CHP’nin yavrusu DSP’den o dönem Milli Eğitim Bakanı olan Metin Bostancıoğlu, 1999-2000 öğretim yılından itibaren özel öğretim kurumları dâhil ülkede “karma eğitim mecburiyeti” getirdi.
Sırf İmam Hatiplerdeki müstakil eğitime son vermek için İstanbul Erkek Lisesi’ne “kız”, Çemberlitaş Kız Lisesi’ne “erkek” öğrenci alındı…
O günlerin tanıkları…
Genç cumhuriyete “terbiyeli, aydın, hanımefendi” kızlar yetiştirmesiyle nam salan Notre Dame De Sion Fransız Kız Lisesi karma eğitime geçtiğinde, erkekleri gören kızların "Aaa! Erkek!" diye bağırıp delikanlılardan makas aldıklarını, durmadan onları “mıncırdıklarını” anlatıyor.

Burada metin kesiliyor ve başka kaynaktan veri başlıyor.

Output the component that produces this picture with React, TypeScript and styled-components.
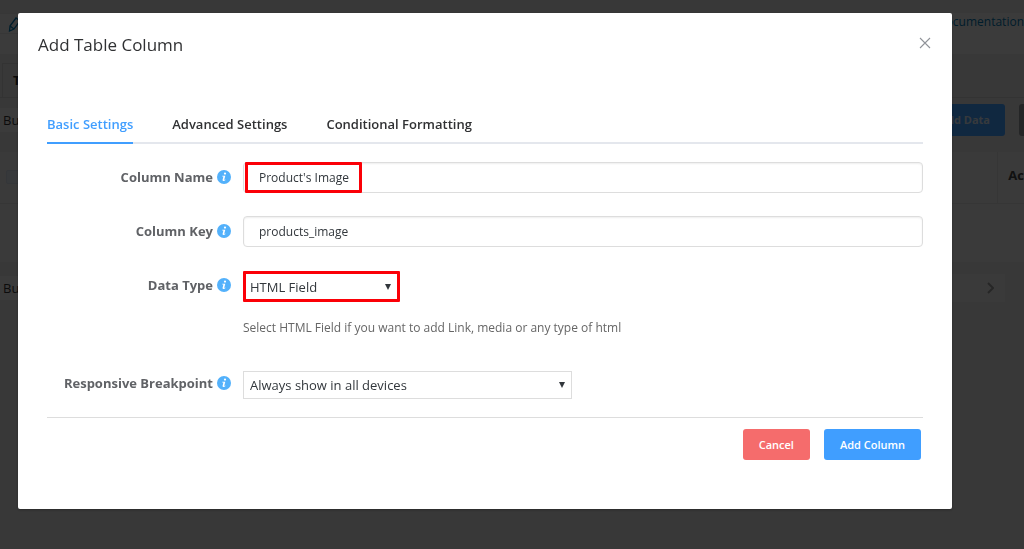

Tabii kız ve erkek öğrencilerinin fingirdeşmesinin laikliğe bir zararı olmuyor…
*
Evet!..
Türkiye’de sözde “ilericilik” adına dönemin Milli Eğitim Bakanı Bostancıoğlu’nun dayatmasıyla “karma eğitim” modeli zorunlu hale gelirken, Batılı ülkeler “karma liselerin” zararını tartışıyordu.
Dönemin Alman Sosyal Demokrat Milli Eğitim Bakanı Gabriele Behler, 1998 yılında bütün eğitim kurumlarına gönderdiği bir yazıda, “karma eğitim” üzerinde yeniden düşünülmesini istiyor ve şu görüşleri savunuyordu:
"Benim yaşımdaki bütün hanımlar gibi ben de bir kız lisesinde okudum. O zamanlar bu ayırımı can sıkıcı buluyordum. 70'li yıllarda hepimiz, karma eğitimin erkeklerle kızlar arasında şans eşitliğini sağlayacağına inandık. Meğer bu, aşırı iyimser bir bakış açısıymış. Zira bugün sadece azınlık durumundaki bazı kızlar, üniversitede elektronik ve fizik eğitimi görüyor. Buna mukabil, kızlarımız yoğun bir şekilde edebiyat ve dil bölümlerine hücum ediyorlar. Oysa bu bölümler onlara, bilindiği gibi, daha az ücret ödenen ve sıklıkla işsiz kalınabilen meslekleri kazandırıyor."
Bakan hanım bunları söylerken…
Merkezi Münih’te bulunan Devlet Pedogoji ve Eğitim Araştırmaları Enstitüsü, Prof. Dr.Thomas Schafer’in koordinasyonunda yürütülen araştırmada ise,
“Karma eğitim, sanıldığı gibi öğrenciler açısından verimli değil. Hatta yüzyılın en büyük pedogojik yanlışı” sonucuna varıyordu.
Başta ABD ve Danimarka olmak üzere pek çok ülke de, öğrencilerin derse odaklanmasına engel olduğu, verimi düşürdüğü, taciz ve şiddeti tetiklediği gerekçesiyle karma eğitim yerine “tercihe dayalı” bir eğitim sistemine yöneliyordu.
Hillary Clinton ve Madeleine Albright gibi dünyaya yön veren kadınların “kız üniversitelerini bitirdiği Amerika’da, 1995 yılında 3 devlet okulunda yürütülen ayrı eğitim uygulaması, 2007’de 253 okula çıktı.
2018 yılı itibariyle Amerika’daki 506 lisenin 116’sında kız ve erkek öğrencileri ayrı okutulurken, 389’unda ise sınıflarda ayrı bir şekilde eğitim işleniyor.
ABD’deki 84 üniversitede de sadece kız öğrencileri kabul ediyor. Yine eğitimde ileri seviyedeki ülkelerden Japonya’da, “kadın üniversiteleri” bir asırdan fazla süredir kesintisiz eğitim veriyor.
*
Türkiye’deki bu ihtiyacı gören ve “tavsiye” niteliğinde kararlar alan “Milli Eğitim Şurası”, 2014 yılındaki toplantısında, “Bu ülkede 70 yıl boyunca ayrı kız liseleri, ayrı erkek liseleri açılabiliyordu. Karma eğitim 28 Şubat’ın uygulaması. Biz Atatürk döneminin uygulamasına geri dönülsün diyoruz” savunması getirilmişti.
O günden sonra bu ihtiyacı açıkça dile getiren isimlerden biri de Milli Eğitim Bakanı Yusuf Tekin oldu.
Kemalist düşünce yapısındaki CHP ve aveneleri ise şimdilerde 28 Şubat’ta dayatılan “karma eğitim” modeli yerine Atatürk döneminde uygulanan “tercihli eğitim modeline” geri dönülmesini “gericilik” olarak değerlendiriyor.
Oysa asıl gerici kendileri
Zira her zaman çağın gerisinde kalan onlar oluyor!